One of the reasons was his habit of using filthy four-letter (mostly sexual) words. I asked him to refrain. He apologized profusely, but it instantly got worse. Every time (and even more frequently than before) that he swore, he would now turn around and ostentatiously apologize to the little lady. Dirty words were the sort of emblem of masculinity that the painted codpiece probably was to those old-time dandies. Swearing was like his public sexual liaisons. It meant he was a man.
I was reminded of B (something I try to avoid, even now) when I read Michael Z. Williamson’s new book, The Weapon. Kenneth Chinran, the protagonist of the story, is a self-described ass-kicking, hardcase killer, and like B, he’s got the foul language and the over-active codpiece to prove it. More than the first hundred pages of the novel are devoted just to Chinran’s military training, where we get the grunt-level view of how hard-ass, real-man Our Hero is. Are you over-loaded with testosterone? Do you have a small shaved head without much between the ears and hard-rock bulging biceps? Do foul language and sexual boasting turn you on? You’ll love this book.
There are no doubt hundreds of military themed novels that follow this well-worn track, many written, like this one, by former members of the armed services. Mostly they’re harmless fantasy-fulfillments: little boys pick up sticks to play war with, and I’m not naïve enough not to recognize that there are valid reasons — some of them essential to the survival of the species and of the nation — for the masculine gender’s greater interest in combat and conflict. So I’m not against war-themed books per se. The fantasies feed male archetypes, whether you consider them healthy or not, just the same way romances feed female emotional needs. For the most part, I say Vive la différence. There was a reason those shrewd cave-women picked the toughest looking hunks they could cajole — at least when a cave-bear was around.

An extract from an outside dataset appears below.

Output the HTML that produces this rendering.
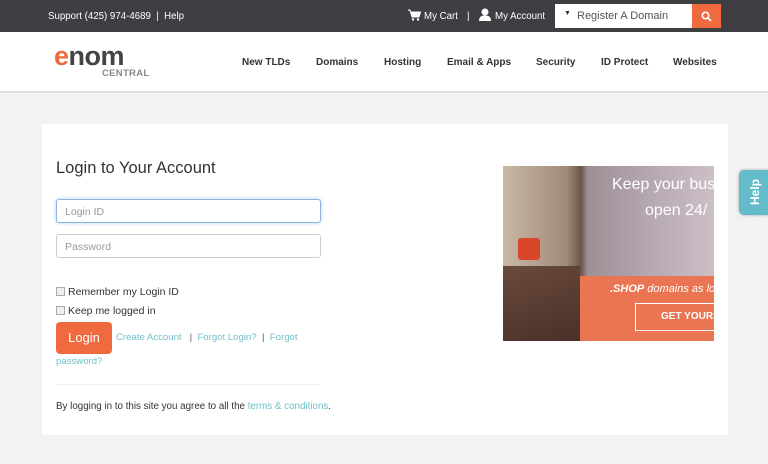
<!DOCTYPE html>
<html><head><meta charset="utf-8"><style>
*{box-sizing:border-box;margin:0;padding:0}
body{width:768px;height:464px;overflow:hidden;background:#f2f2f2;font-family:"Liberation Sans",Arial,sans-serif;position:relative}
.top{position:absolute;left:0;top:0;width:768px;height:32px;background:#3e3e43;color:#fff;font-size:9.7px}
.top span{position:absolute;top:11px}
.search{position:absolute;left:555px;top:4px;width:137px;height:24px;background:#fff;color:#555;font-size:11px}
.sbtn{position:absolute;left:692px;top:4px;width:29px;height:24px;background:#ef6a3e}
.nav{position:absolute;left:0;top:32px;width:768px;height:61px;background:#fff;border-bottom:2px solid #ddd}
.nav a{position:absolute;top:25px;font-size:10px;color:#333;font-weight:bold}
.card{position:absolute;left:42px;top:124px;width:686px;height:311px;background:#fff}
.inp{position:absolute;left:56px;width:265px;height:24px;border:1px solid #ccc;border-radius:3px;font-size:10.5px;color:#999;padding:6px 8px}
.cb{position:absolute;left:56px;width:9px;height:9px;border:1px solid #aaa;background:#eee}
.lnk{color:#6fc0cc}
</style></head><body>
<div class="top">
<span style="left:48px">Support (425) 974-4689 &nbsp;| &nbsp;Help</span>
<svg style="position:absolute;left:408px;top:9px" width="13" height="12" viewBox="0 0 13 12"><path d="M0 1h2l2 7h7l1.5-5H3" fill="#fff" stroke="#fff" stroke-width="1"/><circle cx="5" cy="10.5" r="1.2" fill="#fff"/><circle cx="10" cy="10.5" r="1.2" fill="#fff"/></svg>
<span style="left:424px">My Cart</span>
<span style="left:467px">|</span>
<svg style="position:absolute;left:479px;top:8px" width="12" height="13" viewBox="0 0 12 13"><circle cx="6" cy="4" r="3.5" fill="#fff"/><path d="M0 13c0-4 2-5.5 6-5.5s6 1.5 6 5.5z" fill="#fff"/></svg>
<span style="left:495px">My Account</span>
<div class="search"><span style="position:absolute;left:9px;top:6px;font-size:7px;color:#333">▼</span><span style="position:absolute;left:22px;top:6px">Register A Domain</span></div>
<div class="sbtn"><svg style="position:absolute;left:9px;top:7px" width="11" height="11" viewBox="0 0 11 11"><circle cx="4.5" cy="4.5" r="3.2" fill="none" stroke="#fff" stroke-width="1.6"/><path d="M7 7l3 3" stroke="#fff" stroke-width="1.8"/></svg></div>
</div>
<div class="nav">
<div style="position:absolute;left:54px;top:9px;font-size:27px;font-weight:bold;letter-spacing:-0.5px;color:#444"><span style="color:#ee6a3f">e</span>nom</div>
<div style="position:absolute;left:102px;top:36px;font-size:9.5px;font-weight:bold;color:#888;letter-spacing:0.3px">CENTRAL</div>
<a style="left:242px">New TLDs</a><a style="left:316px">Domains</a><a style="left:384px">Hosting</a><a style="left:447px">Email &amp; Apps</a><a style="left:536px">Security</a><a style="left:601px">ID Protect</a><a style="left:673px">Websites</a>
</div>
<div class="card"></div>
<div style="position:absolute;left:56px;top:159px;font-size:16.5px;color:#333">Login to Your Account</div>
<div class="inp" style="top:199px;border-color:#8fb3e0;box-shadow:0 0 4px #b6d0f0">Login ID</div>
<div class="inp" style="top:234px">Password</div>
<div class="cb" style="top:287px"></div><div style="position:absolute;left:68px;top:286px;font-size:10.5px;color:#333">Remember my Login ID</div>
<div class="cb" style="top:306px"></div><div style="position:absolute;left:68px;top:305px;font-size:10.5px;color:#333">Keep me logged in</div>
<div style="position:absolute;left:56px;top:322px;width:56px;height:32px;background:#ef6a3e;border-radius:4px;color:#fff;font-size:13px;text-align:center;line-height:32px">Login</div>
<div style="position:absolute;left:116px;top:332px;font-size:9.6px;color:#555"><span class="lnk">Create Account</span> &nbsp; | &nbsp;<span class="lnk">Forgot Login?</span> &nbsp;| &nbsp;<span class="lnk">Forgot</span></div>
<div class="lnk" style="position:absolute;left:56px;top:356px;font-size:9.6px">password?</div>
<div style="position:absolute;left:56px;top:384px;width:264px;height:1px;background:#eee"></div>
<div style="position:absolute;left:56px;top:401px;font-size:9.8px;color:#333">By logging in to this site you agree to all the <span class="lnk">terms &amp; conditions</span>.</div>
<div style="position:absolute;left:503px;top:166px;width:211px;height:175px;overflow:hidden;background:linear-gradient(90deg,#c9b9a6 0,#a08a78 30%,#6b5548 37%,#9c8f95 40%,#b6a8b3 70%,#ccbfc6 100%)">
<div style="position:absolute;left:0;top:100px;width:77px;height:75px;background:linear-gradient(160deg,#6a4a3c,#4a3028)"></div>
<div style="position:absolute;left:15px;top:72px;width:22px;height:22px;background:#d9462a;border-radius:3px"></div>
<div style="position:absolute;left:77px;top:110px;width:134px;height:65px;background:#eb7552"></div>
<div style="position:absolute;left:109px;top:10px;color:#fff;font-size:16px;white-space:nowrap">Keep your bus</div>
<div style="position:absolute;left:142px;top:36px;color:#fff;font-size:16px">open 24/</div>
<div style="position:absolute;left:107px;top:117px;color:#fff;font-size:11px;font-style:italic;white-space:nowrap"><b>.SHOP</b> domains as low</div>
<div style="position:absolute;left:132px;top:137px;width:90px;height:28px;border:1.5px solid #fff;color:#fff;font-size:10px;font-weight:bold;padding:7px 0 0 25px">GET YOURS</div>
</div>
<div style="position:absolute;left:739px;top:170px;width:35px;height:45px;background:#63bcc8;border-radius:5px;box-shadow:0 0 3px #aaa"><div style="position:absolute;left:16px;top:22px;transform:translate(-50%,-50%) rotate(-90deg);color:#fff;font-size:12px;font-weight:bold;white-space:nowrap">Help</div></div>
</body></html>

But Williamson’s book gets a lot worse, and I totally lost patience with it. Chinran, after his one-hundred-plus pages of primping, gets his first assignment. He’s sent to intervene in a civil war on a planet that has (surprise!) Muslim fanatics of various stripes (Sunni and Shia) as well as some rightwing, fanatic Christian Baptists. Sounds familiar for some reason, doesn’t it? The protagonist describes them all (especially the Shiites) as dirt-stupid and cowardly. Terrorist tactics are the act of a coward; he wants all the Shiites to stand up and be shot like a man. Contempt oozes; squirts like Niagara, I should say.
Never once does the protagonist ask himself what he would do if he, like the Shiites he despises, were fighting against a superior and heavily armed enemy. It reminded me of how the British ranted against the rebellious colonials during our own war of independence. Those cowardly colonials kept firing from behind trees, while the British, as real soldiers should, wheeled in their bright red-uniformed ranks and marched in step toward the volleys that dropped them, without once gaining a sight of their raggedy enemy. Folks, let’s look at terrorist tactics as what they really are: a method of fighting from a position of weakness. Terror itself is nothing new in the history of conflict; witness the Mongols, who heaped the skulls of their victims into mountains to spread the news. I’m not equating our war of independence with a monster like Osama bin Laden by any means; I’m just saying we’d better find a hardheaded solution to a highly successful methodology of war.
Did I say things get a lot worse in this story already? We start heading downhill at the speed of an Olympic luge. Believing that fire can be fought with fire, Chinran castrates an unlucky Muslim as a warning. As another shining example, he shoots (starting with the kids, on the theory they’ll grow up to be bad eggs themselves) eight-seven civilians (men, women, and those aforementioned bad-seed children).
Then he and his team get sent to Earth, which is ruled by an incompetent and apparently crazily jingoistic United Nations. (I admit, I fought off the hysterical giggles at that thought). The UN launches an attack upon Chinran’s home world in order to free the natives from oppressors, and Chinran and his team, now infiltrated on Earth, cut loose with all the dirty terrorist tactics he seemed to despise in the unfortunate Shiite he castrated. They develop blister agents and chlorine gas. They manage to kill more than five million people in Minneapolis (an activity I greatly resented, since Minneapolis is a lovely city I called home for more than five years of my normally peripatetic life).
What redeems the character, a self-described weapon of mass destruction (notice the title of this story), from the hell he apparently believes his fellow terrorists (of the Muslim and Christian variety) are bound for? One simple difference, it seems: he feels guilt. He vomits after killing five million people. That makes it all right! That’s the wonderful difference! And then he goes out and does it again. Bye-bye, Chicago.
Once in a while I read a book that I can put down with only one simple question ringing in my head: what the heck was the publisher doing green-lighting this thing? Baen, you made possible a book that showcases what I would only call a war criminal. You should pay to take this one off the market; and by the way, thank you from the bottom of my heart for briskly rejecting my book.
The ludicrous happy ending sure doesn’t excuse it. Our Hero, now a single father, looks forward to a rosy future raising his sweet little daughter Chelsea. He’s a great dad; he even changes his own nappies. What stories he’ll be able to tell his grandchildren! Now son, do you want to hear about the time I castrated that cowardly Shiite? No? You love that one about Minneapolis the best? Well snuggle in, here it comes!
Shame on Baen and double shame on Mr. Williamson. Obviously, I don’t recommend this one. What do I recommend instead? Read Robert Kaplan’s newly released Imperial Grunts. It’s a wonderful story of our armed forces in real-life situations around the world, and I’m convinced every one of those soldiers would be deeply ashamed of Kenneth Chinran.
And now I’m going to take a run around the house. I have some excess emotions to work off. And if I meet anyone named Kenneth Chinran, I plan to kick in his over-sized codpiece with my steel-toed boot.